11. The next point urged before me is that the Government having allowed the land to be used as a public road must be deemed to have dedicated it for the benefit of the public and having done so could not now divert the use thereof and sell it to private individuals. No proof of dedication was adduced in the case. Learned counsel says that dedication may be presumed by the user of the land by the public. In my opinion, no such presumption can be raised when the land belongs to the Government. The Government, is the custodian of the rights of the public and works for their benefit. Dedication connotes the grant of an irrevocible licence. If the Government were presumed to have made a dedication, the result would be that even though, as custodian of the rights of the public, it considered that a certain land should be used in a particular manner, it will not be able to use it in that manner because of the irrevocable licence granted by it. Such presumption would not be in the interest of the public at all. The case is different when the land belongs to a private individual and a right created in favour of the public is presumed by long user.

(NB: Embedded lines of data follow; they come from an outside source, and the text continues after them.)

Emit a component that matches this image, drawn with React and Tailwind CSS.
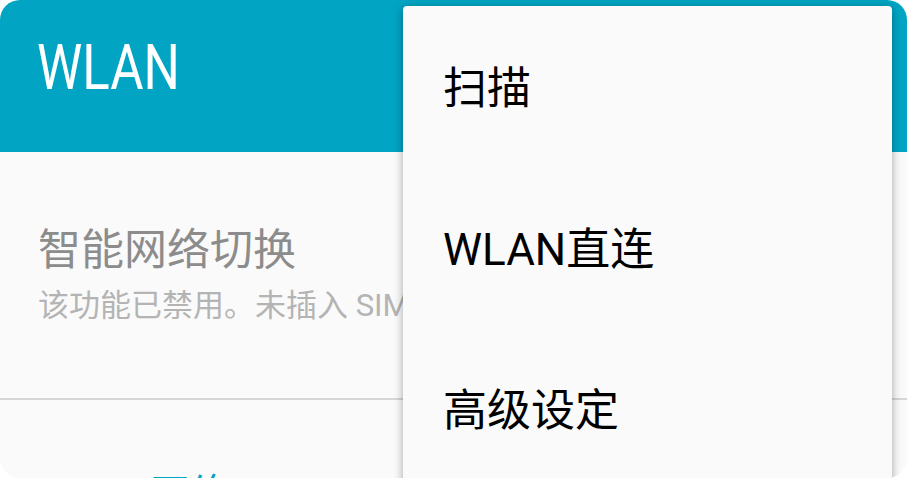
export default function App() {
  const font = { fontFamily: '"Roboto", "Noto Sans CJK SC", sans-serif' };
  return (
    <div className="w-[909px] h-[480px] bg-white" style={font}>
      <div className="relative w-[907px] h-[478px] rounded-[20px] overflow-hidden bg-[#fafafa]">
        <div className="h-[152px] bg-[#01a5c3] pl-[37px] pt-[30px]">
          <div className="text-white text-[63px] leading-[76px] origin-left scale-x-[0.81]">WLAN</div>
        </div>
        <div className="pl-[38px] pt-[70px]">
          <div className="text-[#8c8c8c] text-[43px] leading-[56px] whitespace-nowrap">智能网络切换</div>
          <div className="text-[#b4b4b4] text-[31px] leading-[40px] mt-[8px] whitespace-nowrap">该功能已禁用。未插入 SIM 卡。</div>
        </div>
        <div className="mt-[72px] h-[2px] bg-[#d6d6d6]" />
        <div className="pl-[38px] pt-[70px] text-[#01a5c3] text-[40px] leading-[50px] whitespace-nowrap">WLAN网络</div>
        <div className="absolute left-[403px] top-[6px] w-[489px] h-[500px] bg-[#fafafa] rounded-t-[4px] shadow-[0_2px_10px_rgba(0,0,0,0.35)] pt-[2px]">
          {['扫描', 'WLAN直连', '高级设定'].map((t) => (
            <div key={t} className="h-[161px] flex items-center pl-[40px] text-black text-[44px] whitespace-nowrap">{t}</div>
          ))}
        </div>
      </div>
    </div>
  );
}
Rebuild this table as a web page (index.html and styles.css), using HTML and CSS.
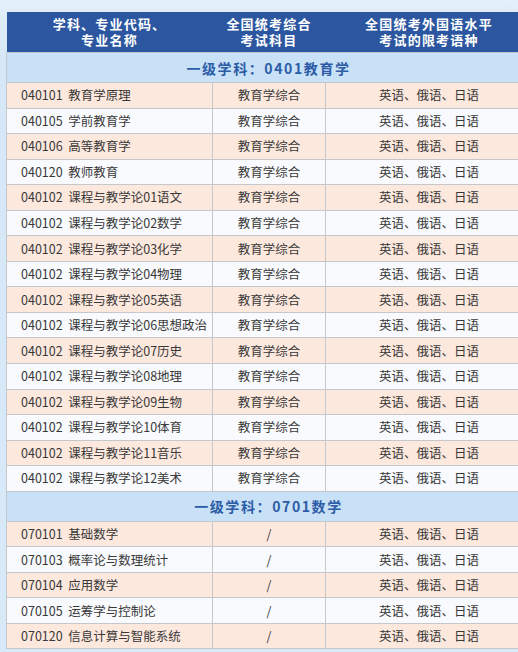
FILE: index.html
```html
<!DOCTYPE html>
<html lang="zh">
<head>
<meta charset="utf-8">
<link rel="stylesheet" href="styles.css">
</head>
<body>
<div class="page">
<table class="tbl">
  <colgroup><col class="c1"><col class="c2"><col class="c3"></colgroup>
  <thead>
    <tr class="head">
      <th>学科、专业代码、<br>专业名称</th>
      <th>全国统考综合<br>考试科目</th>
      <th>全国统考外国语水平<br>考试的限考语种</th>
    </tr>
  </thead>
  <tbody>
    <tr class="sec"><td colspan="3">一级学科：0401教育学</td></tr>
    <tr class="odd"><td class="name">040101&nbsp;&nbsp;教育学原理</td><td>教育学综合</td><td>英语、俄语、日语</td></tr>
    <tr class="even"><td class="name">040105&nbsp;&nbsp;学前教育学</td><td>教育学综合</td><td>英语、俄语、日语</td></tr>
    <tr class="odd"><td class="name">040106&nbsp;&nbsp;高等教育学</td><td>教育学综合</td><td>英语、俄语、日语</td></tr>
    <tr class="even"><td class="name">040120&nbsp;&nbsp;教师教育</td><td>教育学综合</td><td>英语、俄语、日语</td></tr>
    <tr class="odd"><td class="name">040102&nbsp;&nbsp;课程与教学论01语文</td><td>教育学综合</td><td>英语、俄语、日语</td></tr>
    <tr class="even"><td class="name">040102&nbsp;&nbsp;课程与教学论02数学</td><td>教育学综合</td><td>英语、俄语、日语</td></tr>
    <tr class="odd"><td class="name">040102&nbsp;&nbsp;课程与教学论03化学</td><td>教育学综合</td><td>英语、俄语、日语</td></tr>
    <tr class="even"><td class="name">040102&nbsp;&nbsp;课程与教学论04物理</td><td>教育学综合</td><td>英语、俄语、日语</td></tr>
    <tr class="odd"><td class="name">040102&nbsp;&nbsp;课程与教学论05英语</td><td>教育学综合</td><td>英语、俄语、日语</td></tr>
    <tr class="even"><td class="name">040102&nbsp;&nbsp;课程与教学论06思想政治</td><td>教育学综合</td><td>英语、俄语、日语</td></tr>
    <tr class="odd"><td class="name">040102&nbsp;&nbsp;课程与教学论07历史</td><td>教育学综合</td><td>英语、俄语、日语</td></tr>
    <tr class="even"><td class="name">040102&nbsp;&nbsp;课程与教学论08地理</td><td>教育学综合</td><td>英语、俄语、日语</td></tr>
    <tr class="odd"><td class="name">040102&nbsp;&nbsp;课程与教学论09生物</td><td>教育学综合</td><td>英语、俄语、日语</td></tr>
    <tr class="even"><td class="name">040102&nbsp;&nbsp;课程与教学论10体育</td><td>教育学综合</td><td>英语、俄语、日语</td></tr>
    <tr class="odd"><td class="name">040102&nbsp;&nbsp;课程与教学论11音乐</td><td>教育学综合</td><td>英语、俄语、日语</td></tr>
    <tr class="even"><td class="name">040102&nbsp;&nbsp;课程与教学论12美术</td><td>教育学综合</td><td>英语、俄语、日语</td></tr>
    <tr class="sec"><td colspan="3">一级学科：0701数学</td></tr>
    <tr class="odd"><td class="name">070101&nbsp;&nbsp;基础数学</td><td>/</td><td>英语、俄语、日语</td></tr>
    <tr class="even"><td class="name">070103&nbsp;&nbsp;概率论与数理统计</td><td>/</td><td>英语、俄语、日语</td></tr>
    <tr class="odd"><td class="name">070104&nbsp;&nbsp;应用数学</td><td>/</td><td>英语、俄语、日语</td></tr>
    <tr class="even"><td class="name">070105&nbsp;&nbsp;运筹学与控制论</td><td>/</td><td>英语、俄语、日语</td></tr>
    <tr class="odd"><td class="name">070120&nbsp;&nbsp;信息计算与智能系统</td><td>/</td><td>英语、俄语、日语</td></tr>
  </tbody>
</table>
</div>
</body>
</html>
```

FILE: styles.css
```css
html, body {
  margin: 0;
  padding: 0;
  width: 518px;
  height: 652px;
  overflow: hidden;
  background: linear-gradient(#e3eff9, #d6e8f7 60px, #d8e9f8);
  font-family: "Noto Sans CJK SC", "Noto Sans", sans-serif;
}
.page {
  padding: 12px 0 0 6px;
}
.tbl {
  border-collapse: collapse;
  table-layout: fixed;
  width: 526px;
}
.c1 { width: 206px; }
.c2 { width: 113px; }
.c3 { width: 207px; }
.head th {
  background: #2c57a0;
  color: #ffffff;
  font-weight: 700;
  font-size: 13px;
  letter-spacing: 1.2px;
  line-height: 16px;
  height: 40px;
  padding: 0;
  text-align: center;
  vertical-align: middle;
}
.tbl td {
  border: 1px solid #c4c7cb;
  font-size: 12.5px;
  color: #383838;
  height: 24.55px;
  padding: 0;
  text-align: center;
  vertical-align: middle;
  line-height: 14px;
}
.tbl td.name {
  text-align: left;
  padding-left: 14px;
}
.sec td {
  background: #c8e1f6;
  color: #2c5ca6;
  font-weight: 700;
  font-size: 14px;
  letter-spacing: 1.6px;
  height: 29px;
  padding-right: 2px;
}
.odd td { background: #fde8de; }
.even td { background: #f8fafd; }
```
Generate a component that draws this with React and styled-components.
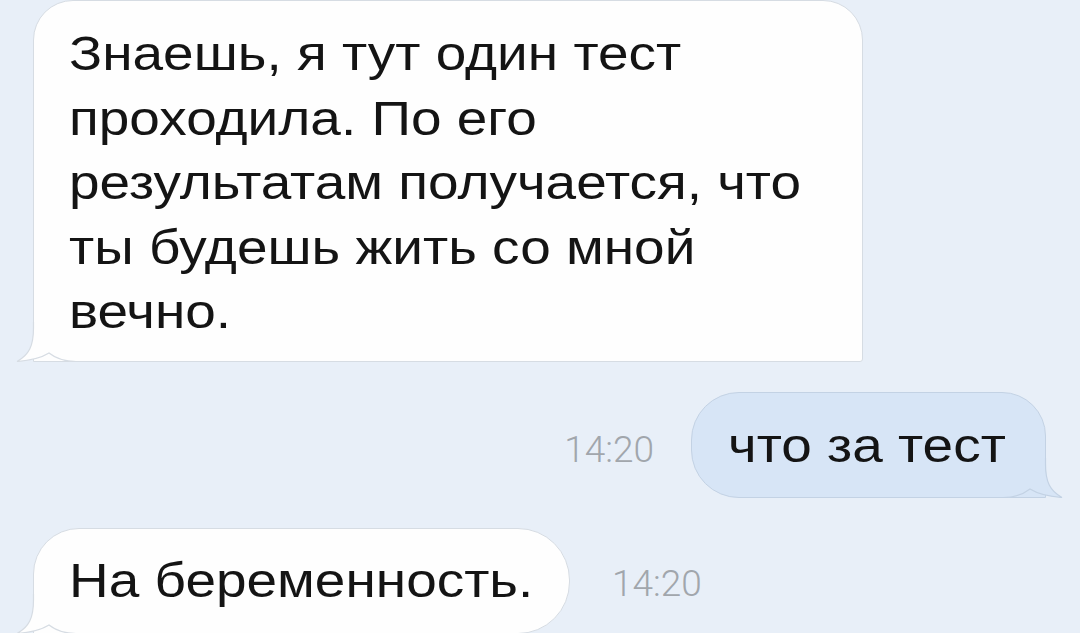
import React from 'react';
import styled, { createGlobalStyle } from 'styled-components';

const GlobalStyle = createGlobalStyle`
  html, body {
    margin: 0;
    padding: 0;
    background: #e8eff8;
  }
  body {
    font-family: "Liberation Sans", Arial, sans-serif;
    -webkit-font-smoothing: antialiased;
  }
`;

const Screen = styled.div`
  width: 1080px;
  height: 633px;
  overflow: hidden;
  background: #e8eff8;
  box-sizing: border-box;
  padding: 0 34px 0 33px;
  display: flex;
  flex-direction: column;
`;

const Row = styled.div`
  display: flex;
  align-items: center;
  justify-content: ${(p) => (p.$out ? 'flex-end' : 'flex-start')};
  margin-top: ${(p) => p.$gap || 0}px;
  gap: ${(p) => p.$spacing || 0}px;
  flex-shrink: 0;
`;

const Bubble = styled.div`
  position: relative;
  flex-shrink: 0;
  box-sizing: border-box;
  background: ${(p) => (p.$out ? '#d7e5f6' : '#fefefe')};
  border: 1px solid ${(p) => (p.$out ? '#c3d2e4' : '#d6dce3')};
  border-radius: ${(p) => p.$radius};
  width: ${(p) => p.$width}px;
  height: ${(p) => p.$height}px;
  padding: ${(p) => p.$pad};
`;

// the screenshot is stretched sideways, so the copy is widened to match
const Text = styled.div`
  position: relative;
  color: #141414;
  font-size: 48px;
  line-height: 64.5px;
  white-space: nowrap;
  transform: scaleX(1.145);
  transform-origin: left top;
`;

const Time = styled.span`
  font-family: Roboto, "Liberation Sans", sans-serif;
  font-weight: 300;
  font-size: 37px;
  color: #a1a6ac;
  margin-top: ${(p) => p.$drop || 0}px;
`;

const TailSvg = styled.svg`
  position: absolute;
  bottom: -1px;
  width: 60px;
  height: 40px;
  ${(p) => (p.$right ? 'right: -18px; transform: scaleX(-1);' : 'left: -18px;')}
`;

const Tail = ({ right, fill, stroke }) => (
  <TailSvg $right={right} viewBox="0 0 60 40">
    <path
      d="M17.5 0 L17.5 6 C17.5 24 13 33 1 39.5 C14 38.5 25 36 33 31 C40 36.5 49 39.5 60 39.5 L60 0 Z"
      fill={fill}
    />
    <path
      d="M17.5 0 L17.5 6 C17.5 24 13 33 1 39.5 C14 38.5 25 36 33 31 C40 36.5 49 39.5 60 39.5"
      fill="none"
      stroke={stroke}
      strokeWidth="1.2"
    />
  </TailSvg>
);

const firstMessage = [
  'Знаешь, я тут один тест',
  'проходила. По его',
  'результатам получается, что',
  'ты будешь жить со мной',
  'вечно.',
];

export default function App() {
  return (
    <Screen>
      <GlobalStyle />
      <Row>
        <Bubble
          $width={830}
          $height={362}
          $radius="40px 40px 3px 0"
          $pad="21px 0 0 35px"
        >
          <Tail fill="#fefefe" stroke="#d6dce3" />
          <Text>
            {firstMessage.map((t) => (
              <div key={t}>{t}</div>
            ))}
          </Text>
        </Bubble>
      </Row>
      <Row $out $gap={30} $spacing={37}>
        <Time $drop={8}>14:20</Time>
        <Bubble
          $out
          $width={355}
          $height={106}
          $radius="48px 44px 0 48px"
          $pad="21px 0 0 36px"
        >
          <Tail right fill="#d7e5f6" stroke="#c3d2e4" />
          <Text>что за тест</Text>
        </Bubble>
      </Row>
      <Row $gap={30} $spacing={42}>
        <Bubble
          $width={537}
          $height={106}
          $radius="46px 52px 52px 0"
          $pad="20px 0 0 35px"
        >
          <Tail fill="#fefefe" stroke="#d6dce3" />
          <Text>На беременность.</Text>
        </Bubble>
        <Time $drop={4}>14:20</Time>
      </Row>
    </Screen>
  );
}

12. There is another reason why no presumption of dedication of a piece of land by the Government can be made. A presumption in favour of dedication implies that the dedication is an oral transaction. Now the Government is an artificial person. An artificial person can only act in the manner provided by law. A Government, normally acts through its officers authorised by law or by a particular rule or order to do an act. Dedication can only be made by an officer of the Government who is authorised to do so. No law or rule authorises any officer to make a dedication and no order regarding dedication can be presumed to have been passed without strict proof thereof.
13. For all these reasons, I hold that no presumption of dedication of the land for the benefit of the public can be made in the present case. No other point was urged before me.
14. There is no force in this appeal and I dismiss it with costs.